Чикада. В таком случае кому же нужны правила Аристотеля?
Тансилло. Тем, кто не умеет, как это умели Гомер, Гесиод, Орфей и другие, сочинять стихи без правил Аристотеля и кто, не имея своей музы, хотел бы иметь любовные дела с музой Гомера.
Чикада. Значит, неправы кое-какие педанты нашего времени, исключающие из числа поэтов тех, которые не употребляют общепринятых фабул и метафор, или не применяют в книгах и в песнях правил, соответствующих гомеровским или вергилиевским, или не соблюдают обычая делать призыв к музам, или связывают одну историю либо басню с другой, или кончают песни эпилогом, подытоживающим уже сказанное, и начинают введением, говорящим о том, что будет сказано далее; всех таких они исключают из числа поэтов, применяя еще тысячи иных способов исследования, порицания и правила, основанные на таком-то тексте.
Оттого педанты эти как бы навязывают заключение, что сами они могли бы (если бы им пришла фантазия) стать истинными поэтами и достичь таких успехов, каких другие только силятся достичь; однако в действительности они - всего лишь черви, не пригодные ни для чего хорошего и рожденные только для того, чтобы грызть, пачкать и загаживать труды и усилия других; они не в силах стать знаменитыми благодаря своим собственным заслугам и уму, и поэтому всеми правдами и неправдами они пытаются выдвинуться вперед на чужих ошибках и пороках".
Буквально из одной страницы мы узнаем, что поэзия не рождается из правил, но правила рождаются из поэзии; что хороший поэт познается только на практике (его должны "распевать"); что преподаватель творческих дисциплин должен подтверждать свой уровень собственными работами, а не пересказом авторитетов. Людей, нарушавших эти нормы, Бруно называет педантами и как видно из текста, не особенно с ними церемонится.

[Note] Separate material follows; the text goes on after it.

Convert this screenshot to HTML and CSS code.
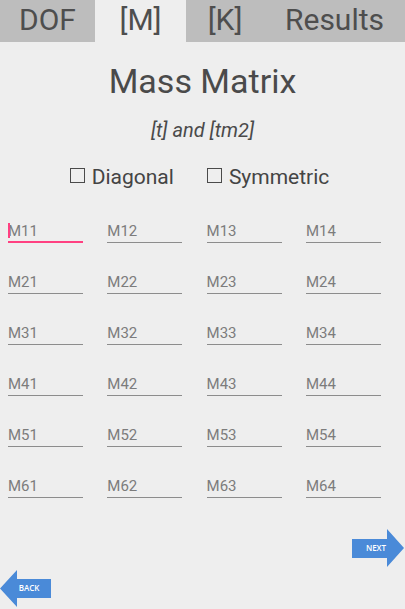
FILE: index.html
```html
<!DOCTYPE html>
<html>
<head>
<meta charset="utf-8">
<link rel="stylesheet" href="styles.css">
</head>
<body>
<div class="app">
  <nav class="tabs">
    <div class="tab tab-dof">DOF</div>
    <div class="tab tab-m active">[M]</div>
    <div class="tab tab-k">[K]</div>
    <div class="tab tab-res">Results</div>
  </nav>
  <h1 class="title">Mass Matrix</h1>
  <p class="subtitle">[t] and [tm2]</p>
  <div class="checks">
    <label class="check"><span class="box"></span><span class="check-label">Diagonal</span></label>
    <label class="check"><span class="box"></span><span class="check-label">Symmetric</span></label>
  </div>
  <div class="grid">
    <div class="field focused">M11</div><div class="field">M12</div><div class="field">M13</div><div class="field">M14</div>
    <div class="field">M21</div><div class="field">M22</div><div class="field">M23</div><div class="field">M24</div>
    <div class="field">M31</div><div class="field">M32</div><div class="field">M33</div><div class="field">M34</div>
    <div class="field">M41</div><div class="field">M42</div><div class="field">M43</div><div class="field">M44</div>
    <div class="field">M51</div><div class="field">M52</div><div class="field">M53</div><div class="field">M54</div>
    <div class="field">M61</div><div class="field">M62</div><div class="field">M63</div><div class="field">M64</div>
  </div>
  <div class="nav">
    <svg class="btn-next" width="53" height="38" viewBox="0 0 53 38">
      <polygon points="0,10 35,10 35,0 52,19 35,38 35,29 0,29" fill="#4a8ad8"/>
      <text x="24" y="22" text-anchor="middle" class="btn-text">NEXT</text>
    </svg>
    <svg class="btn-back" width="52" height="37" viewBox="0 0 52 37">
      <polygon points="0,18.5 17,0 17,9 51,9 51,28 17,28 17,37" fill="#4a8ad8"/>
      <text x="29" y="21" text-anchor="middle" class="btn-text">BACK</text>
    </svg>
  </div>
</div>
</body>
</html>
```
FILE: styles.css
```css
html, body {
  margin: 0;
  padding: 0;
  background: #eeeeee;
}
body {
  font-family: Roboto, "Noto Sans", sans-serif;
  width: 405px;
  height: 609px;
  overflow: hidden;
}
.app {
  display: flex;
  flex-direction: column;
}
.tabs {
  display: flex;
  height: 42px;
  background: #bdbdbd;
}
.tab {
  font-size: 30px;
  line-height: 40px;
  padding-bottom: 2px;
  text-align: center;
  color: #4e4e4e;
}
.tab-dof { width: 95px; }
.tab-m { width: 91px; }
.tab-k { width: 78px; }
.tab-res { flex: 1; }
.tab.active { background: #eeeeee; }

.title {
  margin: 19px 0 0;
  font-size: 34px;
  line-height: 40px;
  font-weight: 400;
  text-align: center;
  color: #4a4a4a;
}
.subtitle {
  margin: 17px 0 0;
  font-size: 20px;
  line-height: 24px;
  font-style: italic;
  text-align: center;
  color: #4a4a4a;
}
.checks {
  margin-top: 22px;
  padding-right: 6px;
  display: flex;
  justify-content: center;
  gap: 33px;
  height: 26px;
}
.check {
  display: flex;
  align-items: center;
  gap: 7px;
}
.box {
  width: 13px;
  height: 13px;
  border: 1px solid #4a4a4a;
  margin-bottom: 3px;
}
.check-label {
  font-size: 21px;
  line-height: 26px;
  color: #444444;
}
.grid {
  margin-top: 32px;
  padding-left: 8px;
  display: grid;
  grid-template-columns: repeat(4, 99.3px);
  row-gap: 30px;
}
.field {
  position: relative;
  width: 75px;
  font-size: 15px;
  line-height: 18px;
  padding-bottom: 2px;
  border-bottom: 1px solid #8c8c8c;
  color: #7c7c7c;
}
.field.focused {
  border-bottom: 2px solid #ff4081;
  padding-bottom: 1px;
}
.field.focused::before {
  content: "";
  position: absolute;
  left: 0;
  top: 1px;
  width: 2px;
  height: 15px;
  background: #ff4081;
}
.nav {
  margin-top: 31px;
  display: flex;
  flex-direction: column;
}
.btn-next {
  align-self: flex-end;
  display: block;
}
.btn-back {
  align-self: flex-start;
  margin-top: 3px;
  display: block;
}
.btn-text {
  font-family: "Open Sans", "Liberation Sans", sans-serif;
  font-size: 8px;
  font-weight: 600;
  fill: #ffffff;
}
```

"Что они успели, какие обычаи сами вводят и внушают другим в делах справедливости, милосердия, сохранения и увеличения общественных благ? Воздвиглись ли благодаря их доктрине и учительству академии, университеты, храмы, больницы, коллегии, школы и заведения для искусства и науки, или же где все это раньше было, так и осталось по прежнему со столькими же факультетами, как до их прихода и появления меж людьми?"